=== Extracted material ===
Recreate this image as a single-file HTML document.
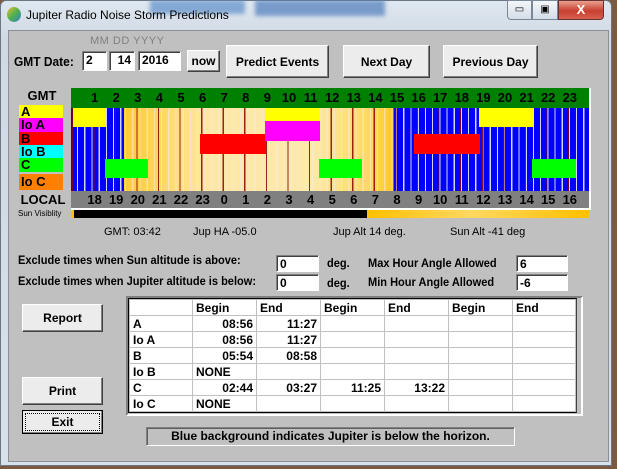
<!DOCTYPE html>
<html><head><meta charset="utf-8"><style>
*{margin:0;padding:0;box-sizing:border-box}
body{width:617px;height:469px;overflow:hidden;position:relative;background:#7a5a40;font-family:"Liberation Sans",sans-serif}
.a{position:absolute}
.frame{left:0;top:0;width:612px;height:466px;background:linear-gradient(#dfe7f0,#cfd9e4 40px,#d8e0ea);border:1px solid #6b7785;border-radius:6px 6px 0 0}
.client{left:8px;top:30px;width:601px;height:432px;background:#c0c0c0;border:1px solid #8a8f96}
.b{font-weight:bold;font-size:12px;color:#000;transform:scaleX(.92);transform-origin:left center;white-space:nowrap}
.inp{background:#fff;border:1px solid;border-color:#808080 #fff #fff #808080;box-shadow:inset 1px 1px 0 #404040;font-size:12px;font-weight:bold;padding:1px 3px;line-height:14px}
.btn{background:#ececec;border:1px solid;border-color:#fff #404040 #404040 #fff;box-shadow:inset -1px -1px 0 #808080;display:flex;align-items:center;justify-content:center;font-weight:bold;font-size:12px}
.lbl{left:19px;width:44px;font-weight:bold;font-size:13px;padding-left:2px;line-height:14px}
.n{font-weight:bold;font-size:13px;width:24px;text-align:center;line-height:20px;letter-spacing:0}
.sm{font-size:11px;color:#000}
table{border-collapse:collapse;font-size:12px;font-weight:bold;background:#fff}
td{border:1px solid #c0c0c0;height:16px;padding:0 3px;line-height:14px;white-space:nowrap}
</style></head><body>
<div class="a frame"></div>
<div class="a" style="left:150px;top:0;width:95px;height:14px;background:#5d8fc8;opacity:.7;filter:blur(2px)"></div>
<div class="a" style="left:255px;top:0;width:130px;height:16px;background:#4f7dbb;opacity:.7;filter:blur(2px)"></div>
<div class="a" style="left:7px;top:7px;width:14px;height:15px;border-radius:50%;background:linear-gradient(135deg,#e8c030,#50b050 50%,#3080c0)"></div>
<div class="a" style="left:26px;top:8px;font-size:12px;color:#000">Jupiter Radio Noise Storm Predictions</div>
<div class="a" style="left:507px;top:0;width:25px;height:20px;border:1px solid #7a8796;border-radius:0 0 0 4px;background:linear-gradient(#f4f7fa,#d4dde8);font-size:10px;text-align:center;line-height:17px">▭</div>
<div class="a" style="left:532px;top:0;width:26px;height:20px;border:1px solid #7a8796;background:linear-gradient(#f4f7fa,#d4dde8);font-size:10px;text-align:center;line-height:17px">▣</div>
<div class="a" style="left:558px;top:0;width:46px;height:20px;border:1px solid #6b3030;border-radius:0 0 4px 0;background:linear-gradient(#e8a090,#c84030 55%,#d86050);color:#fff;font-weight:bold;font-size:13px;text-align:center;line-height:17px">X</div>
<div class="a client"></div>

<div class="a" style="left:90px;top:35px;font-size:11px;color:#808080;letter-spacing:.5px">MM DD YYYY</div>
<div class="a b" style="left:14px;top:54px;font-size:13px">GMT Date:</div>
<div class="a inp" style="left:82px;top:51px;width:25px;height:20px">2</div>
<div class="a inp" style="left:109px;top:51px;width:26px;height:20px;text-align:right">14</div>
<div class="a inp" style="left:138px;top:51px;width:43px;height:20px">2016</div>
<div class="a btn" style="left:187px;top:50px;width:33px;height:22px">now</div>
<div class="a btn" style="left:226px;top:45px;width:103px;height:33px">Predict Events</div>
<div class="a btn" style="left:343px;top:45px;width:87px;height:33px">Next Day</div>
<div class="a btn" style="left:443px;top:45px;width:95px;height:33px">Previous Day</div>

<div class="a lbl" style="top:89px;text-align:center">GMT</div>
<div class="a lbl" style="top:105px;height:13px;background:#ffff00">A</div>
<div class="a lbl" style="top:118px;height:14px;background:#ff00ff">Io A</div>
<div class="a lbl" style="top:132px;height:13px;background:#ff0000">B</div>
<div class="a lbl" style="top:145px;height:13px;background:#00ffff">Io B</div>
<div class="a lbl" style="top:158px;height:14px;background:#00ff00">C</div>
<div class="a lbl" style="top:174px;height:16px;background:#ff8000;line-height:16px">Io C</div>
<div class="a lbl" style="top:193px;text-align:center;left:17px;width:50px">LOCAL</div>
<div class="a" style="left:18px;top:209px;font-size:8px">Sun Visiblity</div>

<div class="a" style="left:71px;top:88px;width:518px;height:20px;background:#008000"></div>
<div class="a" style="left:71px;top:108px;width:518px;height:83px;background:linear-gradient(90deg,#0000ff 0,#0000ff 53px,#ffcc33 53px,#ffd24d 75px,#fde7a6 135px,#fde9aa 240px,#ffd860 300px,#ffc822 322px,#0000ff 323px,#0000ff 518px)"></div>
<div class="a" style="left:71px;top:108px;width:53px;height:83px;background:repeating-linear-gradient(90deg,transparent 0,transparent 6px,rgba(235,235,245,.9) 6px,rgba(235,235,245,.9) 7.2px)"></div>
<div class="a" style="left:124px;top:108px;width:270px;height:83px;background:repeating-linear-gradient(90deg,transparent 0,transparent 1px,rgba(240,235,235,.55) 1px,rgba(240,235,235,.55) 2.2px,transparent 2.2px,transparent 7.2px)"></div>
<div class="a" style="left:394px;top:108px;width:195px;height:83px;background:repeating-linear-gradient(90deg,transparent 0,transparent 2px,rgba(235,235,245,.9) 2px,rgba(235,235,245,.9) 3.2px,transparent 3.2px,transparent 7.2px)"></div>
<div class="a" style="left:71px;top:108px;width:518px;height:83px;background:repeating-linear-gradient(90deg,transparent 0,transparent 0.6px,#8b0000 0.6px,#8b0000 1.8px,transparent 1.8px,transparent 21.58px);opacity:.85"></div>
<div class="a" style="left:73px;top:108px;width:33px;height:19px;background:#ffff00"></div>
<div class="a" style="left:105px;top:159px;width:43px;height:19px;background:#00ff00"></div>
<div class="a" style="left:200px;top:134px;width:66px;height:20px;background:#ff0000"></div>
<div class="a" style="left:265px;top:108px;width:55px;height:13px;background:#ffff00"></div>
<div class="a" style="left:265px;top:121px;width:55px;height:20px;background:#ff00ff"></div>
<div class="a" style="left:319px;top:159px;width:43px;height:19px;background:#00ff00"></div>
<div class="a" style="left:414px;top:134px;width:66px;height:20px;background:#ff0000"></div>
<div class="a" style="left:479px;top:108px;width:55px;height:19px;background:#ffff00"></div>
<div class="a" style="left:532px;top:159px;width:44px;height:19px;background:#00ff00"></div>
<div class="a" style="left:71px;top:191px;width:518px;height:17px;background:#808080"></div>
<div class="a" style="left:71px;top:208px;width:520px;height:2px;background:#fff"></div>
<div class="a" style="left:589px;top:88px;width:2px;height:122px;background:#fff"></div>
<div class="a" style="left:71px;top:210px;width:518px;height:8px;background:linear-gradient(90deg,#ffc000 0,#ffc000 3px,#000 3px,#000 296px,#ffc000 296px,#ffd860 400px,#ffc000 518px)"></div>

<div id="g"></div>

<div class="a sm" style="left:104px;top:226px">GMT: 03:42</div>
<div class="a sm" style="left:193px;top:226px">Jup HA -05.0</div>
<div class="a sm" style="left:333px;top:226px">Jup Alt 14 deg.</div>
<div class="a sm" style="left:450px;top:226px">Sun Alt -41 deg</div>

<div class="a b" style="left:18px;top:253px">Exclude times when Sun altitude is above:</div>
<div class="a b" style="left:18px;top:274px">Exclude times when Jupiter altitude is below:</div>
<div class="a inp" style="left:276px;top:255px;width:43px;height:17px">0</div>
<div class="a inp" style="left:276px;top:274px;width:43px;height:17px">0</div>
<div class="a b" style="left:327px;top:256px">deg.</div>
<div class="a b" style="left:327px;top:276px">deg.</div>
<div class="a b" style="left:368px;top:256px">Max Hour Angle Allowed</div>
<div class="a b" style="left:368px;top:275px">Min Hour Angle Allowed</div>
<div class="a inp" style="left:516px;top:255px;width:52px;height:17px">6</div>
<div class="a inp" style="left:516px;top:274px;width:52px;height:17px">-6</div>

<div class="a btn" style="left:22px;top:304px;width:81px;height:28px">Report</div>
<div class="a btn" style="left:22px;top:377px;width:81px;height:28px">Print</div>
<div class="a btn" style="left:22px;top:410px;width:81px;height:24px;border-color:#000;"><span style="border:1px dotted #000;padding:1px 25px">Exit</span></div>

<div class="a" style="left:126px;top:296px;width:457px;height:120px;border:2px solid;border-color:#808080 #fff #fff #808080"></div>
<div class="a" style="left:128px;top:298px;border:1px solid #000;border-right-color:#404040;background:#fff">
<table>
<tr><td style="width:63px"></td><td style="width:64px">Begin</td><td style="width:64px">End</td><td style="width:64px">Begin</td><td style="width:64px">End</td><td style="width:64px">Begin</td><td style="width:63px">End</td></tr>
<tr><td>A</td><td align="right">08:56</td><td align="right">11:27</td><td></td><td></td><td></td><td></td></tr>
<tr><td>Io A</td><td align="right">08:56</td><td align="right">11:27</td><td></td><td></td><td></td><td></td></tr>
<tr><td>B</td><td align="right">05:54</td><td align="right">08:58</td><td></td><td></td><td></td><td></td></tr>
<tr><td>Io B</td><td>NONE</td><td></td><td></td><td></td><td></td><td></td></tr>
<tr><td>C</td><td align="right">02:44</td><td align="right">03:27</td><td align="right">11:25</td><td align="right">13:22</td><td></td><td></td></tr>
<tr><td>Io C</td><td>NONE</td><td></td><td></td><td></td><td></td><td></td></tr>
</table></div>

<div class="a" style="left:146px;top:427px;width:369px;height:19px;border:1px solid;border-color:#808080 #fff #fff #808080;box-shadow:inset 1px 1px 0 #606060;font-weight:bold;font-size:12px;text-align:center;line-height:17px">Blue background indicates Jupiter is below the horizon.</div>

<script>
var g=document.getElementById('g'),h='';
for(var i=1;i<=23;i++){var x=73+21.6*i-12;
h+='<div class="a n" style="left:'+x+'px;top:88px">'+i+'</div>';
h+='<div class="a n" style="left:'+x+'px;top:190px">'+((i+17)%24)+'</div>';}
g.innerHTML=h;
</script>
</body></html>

...

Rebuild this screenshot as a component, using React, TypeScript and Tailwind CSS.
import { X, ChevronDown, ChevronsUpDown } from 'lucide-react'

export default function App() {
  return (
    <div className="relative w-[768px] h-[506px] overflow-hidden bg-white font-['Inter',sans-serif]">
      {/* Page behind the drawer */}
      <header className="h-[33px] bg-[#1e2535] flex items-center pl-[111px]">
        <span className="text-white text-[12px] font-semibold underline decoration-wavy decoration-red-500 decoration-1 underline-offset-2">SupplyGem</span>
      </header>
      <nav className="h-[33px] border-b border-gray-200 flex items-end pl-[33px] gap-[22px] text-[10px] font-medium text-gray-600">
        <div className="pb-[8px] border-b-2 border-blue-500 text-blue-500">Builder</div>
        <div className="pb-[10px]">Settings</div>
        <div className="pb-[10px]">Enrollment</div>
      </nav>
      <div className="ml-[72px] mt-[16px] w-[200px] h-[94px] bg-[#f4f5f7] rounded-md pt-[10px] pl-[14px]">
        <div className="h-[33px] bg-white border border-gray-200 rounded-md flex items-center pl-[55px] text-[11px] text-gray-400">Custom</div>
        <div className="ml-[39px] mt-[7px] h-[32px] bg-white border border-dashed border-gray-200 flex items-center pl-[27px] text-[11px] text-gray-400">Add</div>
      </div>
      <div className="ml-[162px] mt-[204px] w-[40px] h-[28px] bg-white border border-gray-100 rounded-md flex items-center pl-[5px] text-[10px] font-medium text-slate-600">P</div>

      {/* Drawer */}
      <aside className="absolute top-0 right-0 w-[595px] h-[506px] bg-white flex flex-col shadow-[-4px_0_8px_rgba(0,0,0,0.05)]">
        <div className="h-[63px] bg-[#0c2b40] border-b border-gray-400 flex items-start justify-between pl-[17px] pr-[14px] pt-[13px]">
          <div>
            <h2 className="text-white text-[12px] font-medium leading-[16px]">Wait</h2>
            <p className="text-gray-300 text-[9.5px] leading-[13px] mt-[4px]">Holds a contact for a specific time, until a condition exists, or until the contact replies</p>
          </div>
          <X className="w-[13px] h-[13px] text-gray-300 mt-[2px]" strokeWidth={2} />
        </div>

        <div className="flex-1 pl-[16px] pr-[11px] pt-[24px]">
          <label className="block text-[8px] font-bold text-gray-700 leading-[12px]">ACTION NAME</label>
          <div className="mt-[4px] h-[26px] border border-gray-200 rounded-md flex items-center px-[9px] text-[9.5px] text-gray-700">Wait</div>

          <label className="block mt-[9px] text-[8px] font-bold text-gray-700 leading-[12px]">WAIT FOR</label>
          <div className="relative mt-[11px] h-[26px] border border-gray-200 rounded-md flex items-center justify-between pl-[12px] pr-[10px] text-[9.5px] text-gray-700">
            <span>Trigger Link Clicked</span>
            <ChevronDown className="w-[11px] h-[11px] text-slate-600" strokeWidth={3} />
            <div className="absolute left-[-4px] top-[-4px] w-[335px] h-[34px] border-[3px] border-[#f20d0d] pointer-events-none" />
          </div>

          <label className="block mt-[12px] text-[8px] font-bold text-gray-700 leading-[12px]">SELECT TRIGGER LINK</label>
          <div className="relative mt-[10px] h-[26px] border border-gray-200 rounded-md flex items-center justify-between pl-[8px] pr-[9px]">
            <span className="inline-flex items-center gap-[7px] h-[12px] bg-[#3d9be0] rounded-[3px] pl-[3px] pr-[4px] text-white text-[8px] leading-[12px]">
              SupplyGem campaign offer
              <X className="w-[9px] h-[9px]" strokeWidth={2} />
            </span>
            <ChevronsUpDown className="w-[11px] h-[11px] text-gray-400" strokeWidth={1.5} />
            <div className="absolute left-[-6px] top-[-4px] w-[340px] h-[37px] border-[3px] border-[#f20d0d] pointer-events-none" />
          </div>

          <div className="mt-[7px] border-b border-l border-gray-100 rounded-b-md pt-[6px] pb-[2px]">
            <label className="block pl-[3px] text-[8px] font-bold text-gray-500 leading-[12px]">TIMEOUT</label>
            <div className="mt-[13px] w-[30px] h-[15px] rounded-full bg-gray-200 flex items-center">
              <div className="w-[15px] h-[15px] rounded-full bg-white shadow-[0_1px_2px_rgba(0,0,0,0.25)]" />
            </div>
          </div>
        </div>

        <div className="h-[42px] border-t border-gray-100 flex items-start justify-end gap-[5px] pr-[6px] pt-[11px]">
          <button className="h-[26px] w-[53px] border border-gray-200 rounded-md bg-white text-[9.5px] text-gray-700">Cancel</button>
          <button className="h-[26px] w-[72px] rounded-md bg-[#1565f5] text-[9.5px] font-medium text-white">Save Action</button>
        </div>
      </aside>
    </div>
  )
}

--

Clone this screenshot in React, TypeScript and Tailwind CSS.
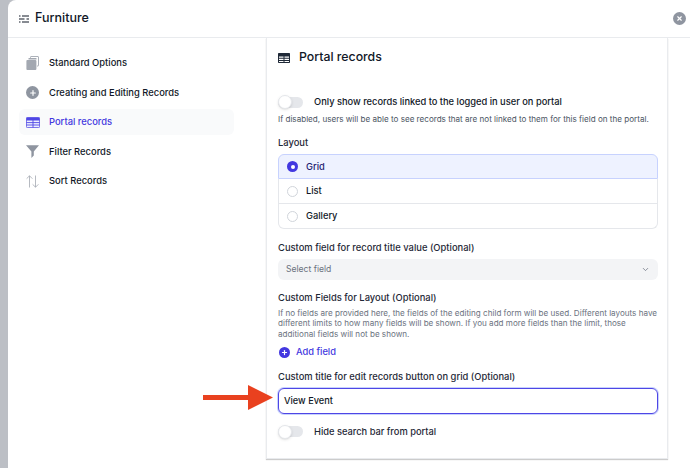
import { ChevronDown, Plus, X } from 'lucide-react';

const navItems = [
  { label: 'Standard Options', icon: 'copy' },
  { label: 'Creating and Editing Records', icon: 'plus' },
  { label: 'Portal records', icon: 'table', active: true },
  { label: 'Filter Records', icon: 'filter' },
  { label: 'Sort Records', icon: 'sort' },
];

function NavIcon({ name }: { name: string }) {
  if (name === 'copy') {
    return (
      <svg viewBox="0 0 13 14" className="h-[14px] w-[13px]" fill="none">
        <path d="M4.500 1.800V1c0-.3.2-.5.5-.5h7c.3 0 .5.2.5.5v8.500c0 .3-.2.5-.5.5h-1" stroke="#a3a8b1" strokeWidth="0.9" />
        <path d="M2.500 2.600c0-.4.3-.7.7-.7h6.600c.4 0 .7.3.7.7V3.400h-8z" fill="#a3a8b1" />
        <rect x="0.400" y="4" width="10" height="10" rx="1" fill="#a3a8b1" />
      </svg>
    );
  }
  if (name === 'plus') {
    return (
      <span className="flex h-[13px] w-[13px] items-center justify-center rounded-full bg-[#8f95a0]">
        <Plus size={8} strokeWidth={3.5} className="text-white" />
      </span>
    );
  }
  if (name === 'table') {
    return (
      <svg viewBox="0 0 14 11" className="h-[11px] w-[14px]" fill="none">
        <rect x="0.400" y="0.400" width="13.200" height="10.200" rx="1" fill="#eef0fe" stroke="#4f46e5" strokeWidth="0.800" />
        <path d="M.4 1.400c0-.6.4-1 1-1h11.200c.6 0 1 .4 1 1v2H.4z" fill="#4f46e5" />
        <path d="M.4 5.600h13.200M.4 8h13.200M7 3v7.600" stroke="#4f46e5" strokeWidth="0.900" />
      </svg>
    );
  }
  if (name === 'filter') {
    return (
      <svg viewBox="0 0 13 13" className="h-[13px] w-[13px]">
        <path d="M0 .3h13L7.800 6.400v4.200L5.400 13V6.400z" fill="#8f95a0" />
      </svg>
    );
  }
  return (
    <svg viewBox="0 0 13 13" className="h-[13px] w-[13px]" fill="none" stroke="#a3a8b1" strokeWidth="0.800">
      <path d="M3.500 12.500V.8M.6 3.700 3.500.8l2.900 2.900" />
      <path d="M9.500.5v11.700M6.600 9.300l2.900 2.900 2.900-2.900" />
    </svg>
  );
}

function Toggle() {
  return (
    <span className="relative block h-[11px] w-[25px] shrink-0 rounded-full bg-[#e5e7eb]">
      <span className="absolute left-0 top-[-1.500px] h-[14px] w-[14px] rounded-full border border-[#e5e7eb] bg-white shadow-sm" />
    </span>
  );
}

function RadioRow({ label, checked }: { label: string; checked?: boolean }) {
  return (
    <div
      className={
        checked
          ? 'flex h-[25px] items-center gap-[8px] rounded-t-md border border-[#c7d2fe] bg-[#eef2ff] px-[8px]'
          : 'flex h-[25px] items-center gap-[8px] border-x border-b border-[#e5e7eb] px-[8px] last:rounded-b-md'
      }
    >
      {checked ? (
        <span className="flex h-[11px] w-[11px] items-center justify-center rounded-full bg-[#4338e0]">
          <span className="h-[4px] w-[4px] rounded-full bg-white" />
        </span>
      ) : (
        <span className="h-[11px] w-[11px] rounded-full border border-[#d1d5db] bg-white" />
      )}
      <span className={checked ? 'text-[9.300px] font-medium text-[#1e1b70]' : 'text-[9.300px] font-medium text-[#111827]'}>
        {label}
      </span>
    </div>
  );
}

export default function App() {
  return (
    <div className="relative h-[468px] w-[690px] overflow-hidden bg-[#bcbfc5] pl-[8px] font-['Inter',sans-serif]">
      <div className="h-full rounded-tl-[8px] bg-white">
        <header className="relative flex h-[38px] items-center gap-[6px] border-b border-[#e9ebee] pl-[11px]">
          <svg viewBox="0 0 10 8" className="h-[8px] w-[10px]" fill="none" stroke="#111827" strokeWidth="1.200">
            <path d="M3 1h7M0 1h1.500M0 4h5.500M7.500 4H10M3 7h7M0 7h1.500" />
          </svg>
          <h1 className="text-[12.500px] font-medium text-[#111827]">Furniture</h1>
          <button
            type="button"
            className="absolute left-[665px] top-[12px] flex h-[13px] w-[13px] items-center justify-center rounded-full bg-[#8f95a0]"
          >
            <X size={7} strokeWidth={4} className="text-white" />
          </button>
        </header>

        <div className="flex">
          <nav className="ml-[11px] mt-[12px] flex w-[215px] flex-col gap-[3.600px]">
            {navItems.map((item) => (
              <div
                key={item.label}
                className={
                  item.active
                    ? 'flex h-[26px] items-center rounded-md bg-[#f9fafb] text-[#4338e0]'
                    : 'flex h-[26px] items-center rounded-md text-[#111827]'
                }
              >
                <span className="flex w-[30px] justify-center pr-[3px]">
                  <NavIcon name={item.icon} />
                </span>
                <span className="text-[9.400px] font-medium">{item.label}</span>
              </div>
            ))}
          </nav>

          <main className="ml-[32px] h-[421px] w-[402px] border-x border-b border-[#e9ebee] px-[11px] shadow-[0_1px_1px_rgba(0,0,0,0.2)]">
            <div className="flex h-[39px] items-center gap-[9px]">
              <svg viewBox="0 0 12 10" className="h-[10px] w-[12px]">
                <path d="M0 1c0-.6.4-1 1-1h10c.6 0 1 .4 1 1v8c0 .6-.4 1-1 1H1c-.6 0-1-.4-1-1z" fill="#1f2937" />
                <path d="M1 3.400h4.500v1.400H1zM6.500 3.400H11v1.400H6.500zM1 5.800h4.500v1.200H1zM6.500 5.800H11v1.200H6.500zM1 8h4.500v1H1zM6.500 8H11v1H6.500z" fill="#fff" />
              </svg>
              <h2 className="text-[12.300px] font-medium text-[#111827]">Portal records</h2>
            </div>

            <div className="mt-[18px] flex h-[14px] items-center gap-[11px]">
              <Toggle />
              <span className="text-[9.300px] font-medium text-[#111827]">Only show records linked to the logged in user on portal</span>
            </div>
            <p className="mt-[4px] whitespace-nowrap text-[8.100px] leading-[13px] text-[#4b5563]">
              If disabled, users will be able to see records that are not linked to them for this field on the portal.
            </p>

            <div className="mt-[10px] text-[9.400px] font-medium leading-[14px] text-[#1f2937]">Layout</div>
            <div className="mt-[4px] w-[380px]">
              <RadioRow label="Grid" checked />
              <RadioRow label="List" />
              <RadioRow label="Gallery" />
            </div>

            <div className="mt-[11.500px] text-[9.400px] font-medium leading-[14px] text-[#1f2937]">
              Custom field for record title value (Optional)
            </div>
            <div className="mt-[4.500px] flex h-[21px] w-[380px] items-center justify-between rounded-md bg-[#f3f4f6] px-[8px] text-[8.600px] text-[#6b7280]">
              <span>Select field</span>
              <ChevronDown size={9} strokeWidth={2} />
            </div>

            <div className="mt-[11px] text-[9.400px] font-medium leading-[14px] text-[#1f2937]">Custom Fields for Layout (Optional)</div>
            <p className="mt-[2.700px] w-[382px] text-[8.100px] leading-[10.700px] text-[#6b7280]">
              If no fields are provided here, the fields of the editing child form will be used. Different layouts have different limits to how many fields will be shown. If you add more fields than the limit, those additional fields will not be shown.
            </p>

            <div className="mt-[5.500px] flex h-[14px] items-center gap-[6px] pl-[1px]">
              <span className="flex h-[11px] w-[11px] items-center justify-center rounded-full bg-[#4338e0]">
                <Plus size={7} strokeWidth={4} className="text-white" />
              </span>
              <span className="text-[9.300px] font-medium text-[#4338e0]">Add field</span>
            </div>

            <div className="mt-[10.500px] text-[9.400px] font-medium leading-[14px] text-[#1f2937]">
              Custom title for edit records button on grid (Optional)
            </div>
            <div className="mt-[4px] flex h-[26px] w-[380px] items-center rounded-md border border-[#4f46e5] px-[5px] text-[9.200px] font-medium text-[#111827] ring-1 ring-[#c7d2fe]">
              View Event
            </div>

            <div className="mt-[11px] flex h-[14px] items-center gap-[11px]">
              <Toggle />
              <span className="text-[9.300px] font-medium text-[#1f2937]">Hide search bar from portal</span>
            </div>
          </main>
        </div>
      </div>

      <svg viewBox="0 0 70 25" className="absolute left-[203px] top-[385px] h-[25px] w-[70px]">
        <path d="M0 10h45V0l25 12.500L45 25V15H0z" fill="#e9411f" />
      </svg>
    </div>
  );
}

=== Exercise task ===
Only lines with "Tailwind" are wanted here; list each of them.

=== Expected answer ===
Rebuild this screenshot as a component, using React, TypeScript and Tailwind CSS.
Clone this screenshot in React, TypeScript and Tailwind CSS.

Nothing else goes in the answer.